Interface markup and scripts:
## BEGIN
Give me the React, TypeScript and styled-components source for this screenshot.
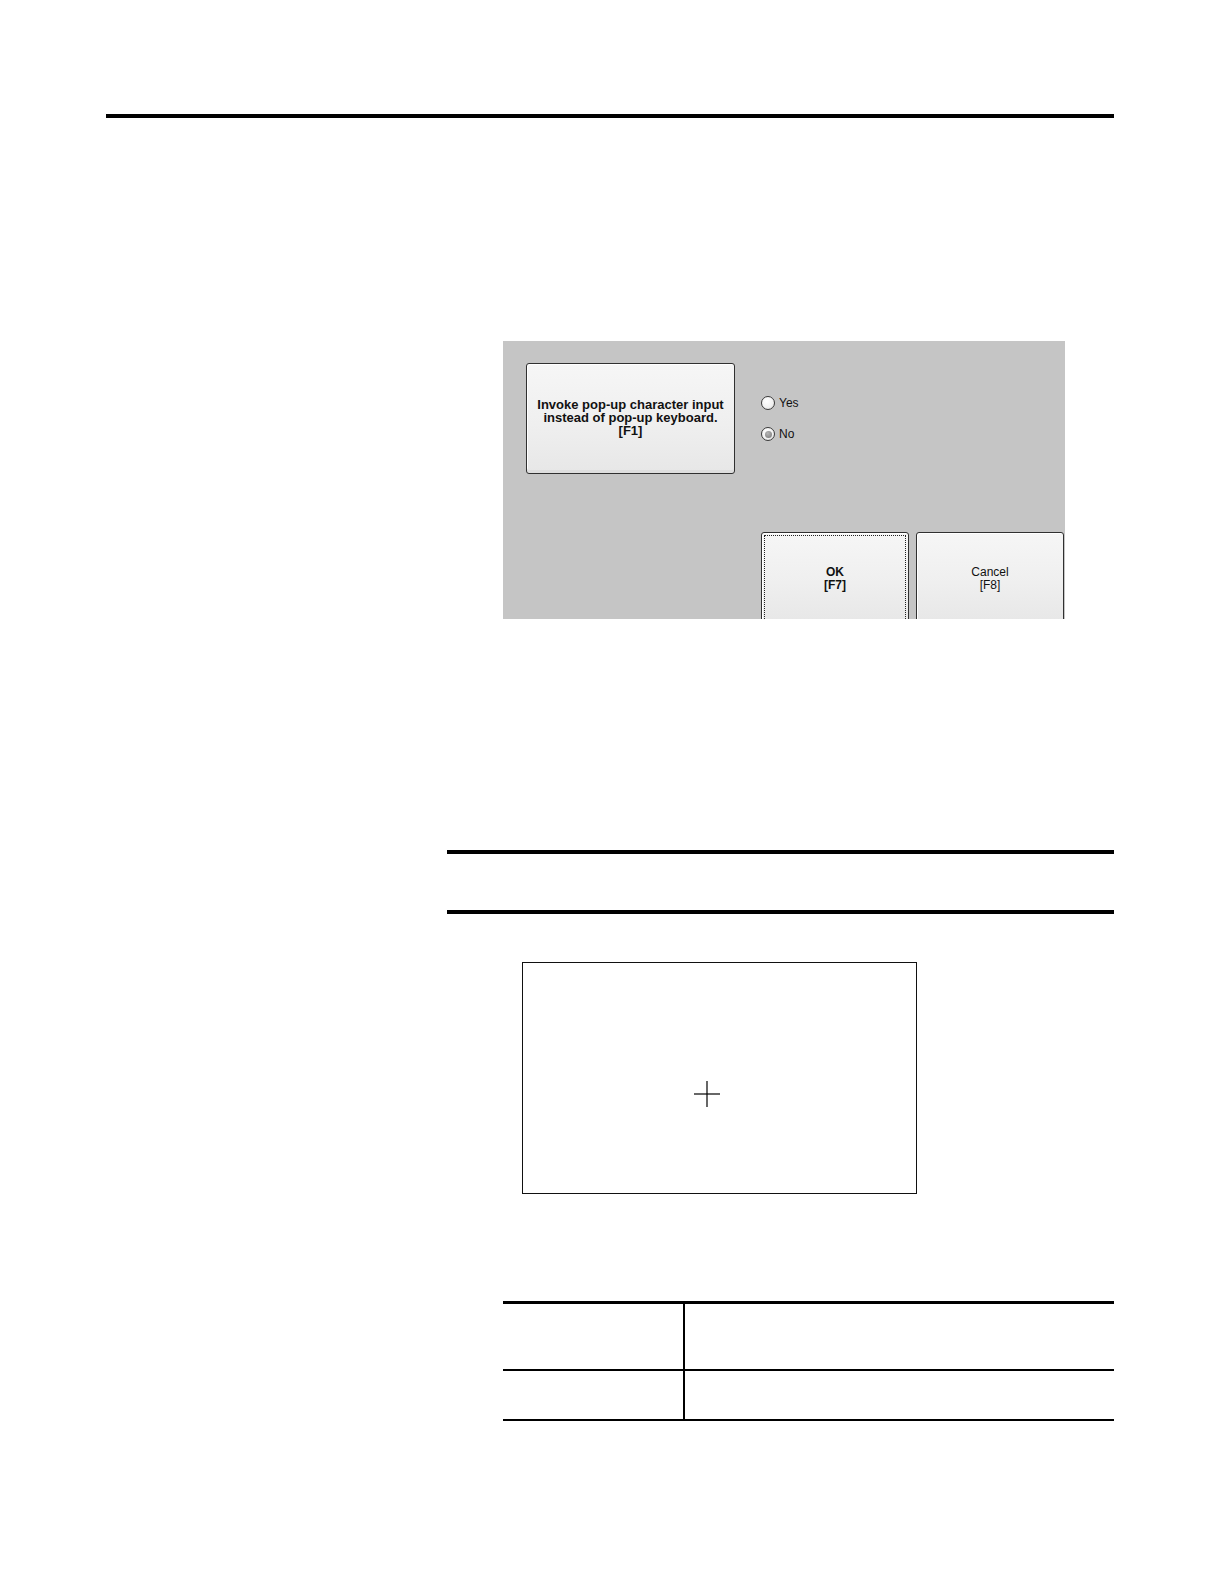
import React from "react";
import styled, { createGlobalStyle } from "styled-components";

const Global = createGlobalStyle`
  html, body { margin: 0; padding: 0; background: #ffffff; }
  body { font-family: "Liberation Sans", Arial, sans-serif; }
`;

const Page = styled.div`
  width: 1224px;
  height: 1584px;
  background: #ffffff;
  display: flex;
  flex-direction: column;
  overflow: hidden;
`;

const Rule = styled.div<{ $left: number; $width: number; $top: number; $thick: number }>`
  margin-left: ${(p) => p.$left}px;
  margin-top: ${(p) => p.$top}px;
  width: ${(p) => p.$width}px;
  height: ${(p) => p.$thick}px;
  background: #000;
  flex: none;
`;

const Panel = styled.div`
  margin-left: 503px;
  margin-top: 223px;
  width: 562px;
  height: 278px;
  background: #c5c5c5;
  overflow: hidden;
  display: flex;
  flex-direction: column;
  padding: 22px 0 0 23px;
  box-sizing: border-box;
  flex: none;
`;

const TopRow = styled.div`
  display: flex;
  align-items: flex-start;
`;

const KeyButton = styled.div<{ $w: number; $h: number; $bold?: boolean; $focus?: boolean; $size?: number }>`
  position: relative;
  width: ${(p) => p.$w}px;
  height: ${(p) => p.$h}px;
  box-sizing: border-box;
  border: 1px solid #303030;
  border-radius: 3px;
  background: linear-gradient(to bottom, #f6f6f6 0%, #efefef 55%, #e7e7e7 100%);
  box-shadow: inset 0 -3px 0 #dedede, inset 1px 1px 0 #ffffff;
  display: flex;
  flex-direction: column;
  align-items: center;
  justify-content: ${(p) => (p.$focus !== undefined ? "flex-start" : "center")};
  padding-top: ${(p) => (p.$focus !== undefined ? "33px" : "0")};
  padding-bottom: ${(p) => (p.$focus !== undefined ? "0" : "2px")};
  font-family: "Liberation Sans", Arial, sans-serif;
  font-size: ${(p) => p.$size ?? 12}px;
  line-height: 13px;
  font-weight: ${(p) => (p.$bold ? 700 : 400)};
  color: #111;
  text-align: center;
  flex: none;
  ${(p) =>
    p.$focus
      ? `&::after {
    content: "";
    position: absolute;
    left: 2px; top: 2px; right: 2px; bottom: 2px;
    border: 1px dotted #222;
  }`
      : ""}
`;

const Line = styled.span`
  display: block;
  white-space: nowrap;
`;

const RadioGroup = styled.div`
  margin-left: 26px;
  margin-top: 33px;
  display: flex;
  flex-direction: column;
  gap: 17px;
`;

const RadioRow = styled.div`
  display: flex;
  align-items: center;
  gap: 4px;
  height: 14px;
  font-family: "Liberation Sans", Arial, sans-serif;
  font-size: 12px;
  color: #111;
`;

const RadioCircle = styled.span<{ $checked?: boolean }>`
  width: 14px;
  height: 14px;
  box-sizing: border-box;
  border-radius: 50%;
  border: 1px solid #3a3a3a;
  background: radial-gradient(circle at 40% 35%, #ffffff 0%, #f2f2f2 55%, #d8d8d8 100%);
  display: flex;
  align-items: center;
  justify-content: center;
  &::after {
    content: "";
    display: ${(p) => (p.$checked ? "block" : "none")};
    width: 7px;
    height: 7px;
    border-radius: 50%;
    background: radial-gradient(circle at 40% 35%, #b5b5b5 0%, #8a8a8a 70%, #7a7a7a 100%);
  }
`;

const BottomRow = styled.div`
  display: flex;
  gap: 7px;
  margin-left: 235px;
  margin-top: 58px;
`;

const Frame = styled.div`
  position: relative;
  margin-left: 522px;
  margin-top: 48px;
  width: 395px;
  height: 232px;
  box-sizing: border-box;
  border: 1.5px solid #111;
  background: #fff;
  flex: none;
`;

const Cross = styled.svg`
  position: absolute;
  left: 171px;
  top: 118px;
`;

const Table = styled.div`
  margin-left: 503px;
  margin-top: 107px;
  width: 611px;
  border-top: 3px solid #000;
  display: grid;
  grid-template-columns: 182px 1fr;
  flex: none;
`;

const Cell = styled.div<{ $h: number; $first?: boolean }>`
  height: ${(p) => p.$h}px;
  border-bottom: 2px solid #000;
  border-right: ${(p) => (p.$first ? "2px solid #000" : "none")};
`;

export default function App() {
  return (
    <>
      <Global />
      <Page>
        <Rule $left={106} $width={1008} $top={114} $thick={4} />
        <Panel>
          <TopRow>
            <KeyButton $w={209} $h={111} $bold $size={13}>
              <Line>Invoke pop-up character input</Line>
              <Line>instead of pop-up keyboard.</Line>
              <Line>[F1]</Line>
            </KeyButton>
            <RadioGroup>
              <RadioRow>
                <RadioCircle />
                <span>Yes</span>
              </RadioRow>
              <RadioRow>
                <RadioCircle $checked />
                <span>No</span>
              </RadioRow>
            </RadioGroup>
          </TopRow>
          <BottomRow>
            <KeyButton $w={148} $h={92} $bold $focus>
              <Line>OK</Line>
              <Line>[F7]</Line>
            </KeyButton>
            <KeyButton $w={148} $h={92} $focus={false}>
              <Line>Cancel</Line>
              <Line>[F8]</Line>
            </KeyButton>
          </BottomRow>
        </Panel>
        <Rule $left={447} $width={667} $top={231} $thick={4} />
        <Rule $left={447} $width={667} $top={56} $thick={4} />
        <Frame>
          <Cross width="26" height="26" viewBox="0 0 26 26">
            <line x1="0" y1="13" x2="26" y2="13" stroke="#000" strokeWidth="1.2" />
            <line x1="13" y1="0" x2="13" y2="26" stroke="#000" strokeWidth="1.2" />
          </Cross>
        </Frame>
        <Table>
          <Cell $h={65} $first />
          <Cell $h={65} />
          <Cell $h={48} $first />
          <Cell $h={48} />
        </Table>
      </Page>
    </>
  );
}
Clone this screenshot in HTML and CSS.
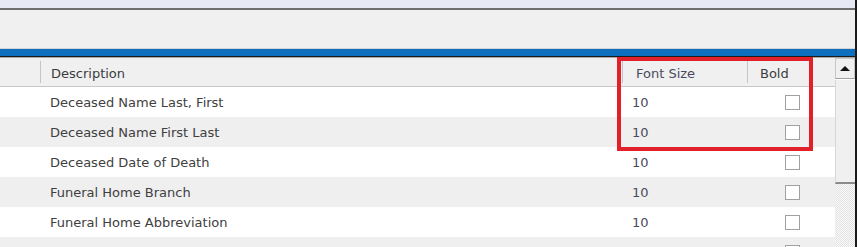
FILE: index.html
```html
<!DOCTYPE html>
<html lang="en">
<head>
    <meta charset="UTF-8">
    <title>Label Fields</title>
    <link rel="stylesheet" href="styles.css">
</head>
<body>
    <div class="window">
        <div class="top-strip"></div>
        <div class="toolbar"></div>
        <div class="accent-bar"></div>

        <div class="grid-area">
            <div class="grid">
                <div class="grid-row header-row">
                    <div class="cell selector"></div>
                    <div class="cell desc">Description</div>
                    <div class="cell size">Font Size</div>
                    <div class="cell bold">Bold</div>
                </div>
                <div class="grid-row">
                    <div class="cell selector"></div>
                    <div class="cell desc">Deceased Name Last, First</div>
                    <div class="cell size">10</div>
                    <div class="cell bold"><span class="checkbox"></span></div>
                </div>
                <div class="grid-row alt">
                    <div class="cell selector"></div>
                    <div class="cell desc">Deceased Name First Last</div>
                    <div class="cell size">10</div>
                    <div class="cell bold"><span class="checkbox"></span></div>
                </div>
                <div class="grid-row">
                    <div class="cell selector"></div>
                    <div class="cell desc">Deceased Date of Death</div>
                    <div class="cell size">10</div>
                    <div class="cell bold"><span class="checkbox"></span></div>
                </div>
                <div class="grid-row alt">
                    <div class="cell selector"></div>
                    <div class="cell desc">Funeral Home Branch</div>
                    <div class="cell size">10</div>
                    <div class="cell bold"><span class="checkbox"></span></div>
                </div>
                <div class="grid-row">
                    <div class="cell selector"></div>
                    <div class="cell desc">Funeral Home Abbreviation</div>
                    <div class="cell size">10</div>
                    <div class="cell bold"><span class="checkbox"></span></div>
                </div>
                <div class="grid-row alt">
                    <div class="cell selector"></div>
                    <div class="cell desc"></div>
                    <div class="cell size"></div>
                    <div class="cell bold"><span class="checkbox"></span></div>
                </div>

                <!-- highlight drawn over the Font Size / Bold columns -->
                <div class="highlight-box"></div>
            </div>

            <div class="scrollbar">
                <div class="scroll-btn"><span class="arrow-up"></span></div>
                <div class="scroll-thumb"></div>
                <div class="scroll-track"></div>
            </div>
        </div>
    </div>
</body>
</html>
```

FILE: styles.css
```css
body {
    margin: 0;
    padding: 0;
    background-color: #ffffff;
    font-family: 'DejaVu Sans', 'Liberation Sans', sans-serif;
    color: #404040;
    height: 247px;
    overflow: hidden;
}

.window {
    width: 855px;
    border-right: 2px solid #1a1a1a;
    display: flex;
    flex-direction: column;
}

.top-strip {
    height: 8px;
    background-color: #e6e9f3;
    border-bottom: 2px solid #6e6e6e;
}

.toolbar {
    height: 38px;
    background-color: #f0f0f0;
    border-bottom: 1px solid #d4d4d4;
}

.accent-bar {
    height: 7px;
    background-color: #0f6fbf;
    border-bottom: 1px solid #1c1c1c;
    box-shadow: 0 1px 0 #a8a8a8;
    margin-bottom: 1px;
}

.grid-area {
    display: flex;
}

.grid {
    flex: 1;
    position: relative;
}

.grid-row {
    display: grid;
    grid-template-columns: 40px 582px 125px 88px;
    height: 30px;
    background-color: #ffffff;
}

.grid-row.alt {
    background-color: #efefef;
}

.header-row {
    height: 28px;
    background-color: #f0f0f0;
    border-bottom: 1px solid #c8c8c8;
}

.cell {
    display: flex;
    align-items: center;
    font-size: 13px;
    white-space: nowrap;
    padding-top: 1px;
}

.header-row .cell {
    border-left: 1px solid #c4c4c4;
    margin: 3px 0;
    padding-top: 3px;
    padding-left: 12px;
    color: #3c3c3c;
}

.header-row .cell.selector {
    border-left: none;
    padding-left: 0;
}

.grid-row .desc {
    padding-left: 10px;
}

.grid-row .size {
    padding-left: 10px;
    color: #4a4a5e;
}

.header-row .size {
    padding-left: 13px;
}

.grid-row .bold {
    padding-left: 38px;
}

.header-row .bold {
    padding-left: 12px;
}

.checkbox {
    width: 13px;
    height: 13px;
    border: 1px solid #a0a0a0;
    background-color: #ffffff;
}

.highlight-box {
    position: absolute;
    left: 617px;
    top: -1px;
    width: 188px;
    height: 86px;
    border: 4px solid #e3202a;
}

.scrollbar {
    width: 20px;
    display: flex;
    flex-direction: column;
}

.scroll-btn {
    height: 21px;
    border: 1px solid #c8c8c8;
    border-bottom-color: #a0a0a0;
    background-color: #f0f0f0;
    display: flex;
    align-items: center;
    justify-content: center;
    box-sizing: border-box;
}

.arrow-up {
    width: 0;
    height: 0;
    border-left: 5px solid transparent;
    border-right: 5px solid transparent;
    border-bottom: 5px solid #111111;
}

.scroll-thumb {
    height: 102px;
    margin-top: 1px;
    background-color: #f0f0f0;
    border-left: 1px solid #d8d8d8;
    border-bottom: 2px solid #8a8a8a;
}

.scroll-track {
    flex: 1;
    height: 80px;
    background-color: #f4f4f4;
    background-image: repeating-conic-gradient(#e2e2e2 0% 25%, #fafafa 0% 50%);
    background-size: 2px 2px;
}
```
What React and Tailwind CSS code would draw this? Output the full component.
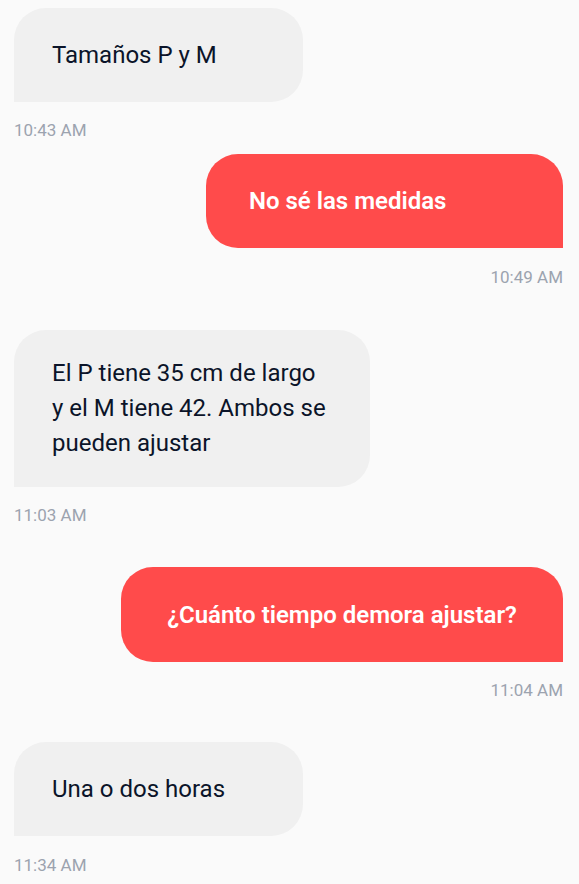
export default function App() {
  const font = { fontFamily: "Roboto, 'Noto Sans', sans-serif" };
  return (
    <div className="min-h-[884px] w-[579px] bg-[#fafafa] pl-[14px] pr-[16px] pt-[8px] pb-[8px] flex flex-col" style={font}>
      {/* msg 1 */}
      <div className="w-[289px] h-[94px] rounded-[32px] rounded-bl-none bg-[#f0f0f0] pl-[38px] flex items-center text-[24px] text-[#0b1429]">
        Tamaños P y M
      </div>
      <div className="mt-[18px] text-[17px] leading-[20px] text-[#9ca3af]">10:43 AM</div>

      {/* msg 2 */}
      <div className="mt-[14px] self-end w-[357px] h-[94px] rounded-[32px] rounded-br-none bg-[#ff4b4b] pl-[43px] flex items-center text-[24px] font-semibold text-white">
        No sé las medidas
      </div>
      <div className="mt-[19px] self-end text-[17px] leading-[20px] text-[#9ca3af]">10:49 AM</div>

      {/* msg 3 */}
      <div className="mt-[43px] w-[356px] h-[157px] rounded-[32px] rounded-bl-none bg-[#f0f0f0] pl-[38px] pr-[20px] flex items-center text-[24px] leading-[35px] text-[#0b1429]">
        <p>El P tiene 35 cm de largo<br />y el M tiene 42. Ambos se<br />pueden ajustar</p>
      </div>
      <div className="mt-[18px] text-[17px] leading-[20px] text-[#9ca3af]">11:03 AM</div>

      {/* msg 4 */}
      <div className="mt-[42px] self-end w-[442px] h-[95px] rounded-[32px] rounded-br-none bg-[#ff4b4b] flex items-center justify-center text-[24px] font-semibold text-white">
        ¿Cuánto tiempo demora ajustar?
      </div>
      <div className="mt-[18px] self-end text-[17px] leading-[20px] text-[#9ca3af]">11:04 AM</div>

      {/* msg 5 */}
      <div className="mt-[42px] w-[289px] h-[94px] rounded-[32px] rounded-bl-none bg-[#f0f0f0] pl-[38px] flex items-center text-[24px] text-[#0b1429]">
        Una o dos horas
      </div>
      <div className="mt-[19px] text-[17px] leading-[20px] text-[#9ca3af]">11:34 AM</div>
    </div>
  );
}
## END
#### [Task]
Check each line of the records above for "components", and copy those that have it.

#### [Exercise response]
Give me the React, TypeScript and styled-components source for this screenshot.
import styled, { createGlobalStyle } from "styled-components";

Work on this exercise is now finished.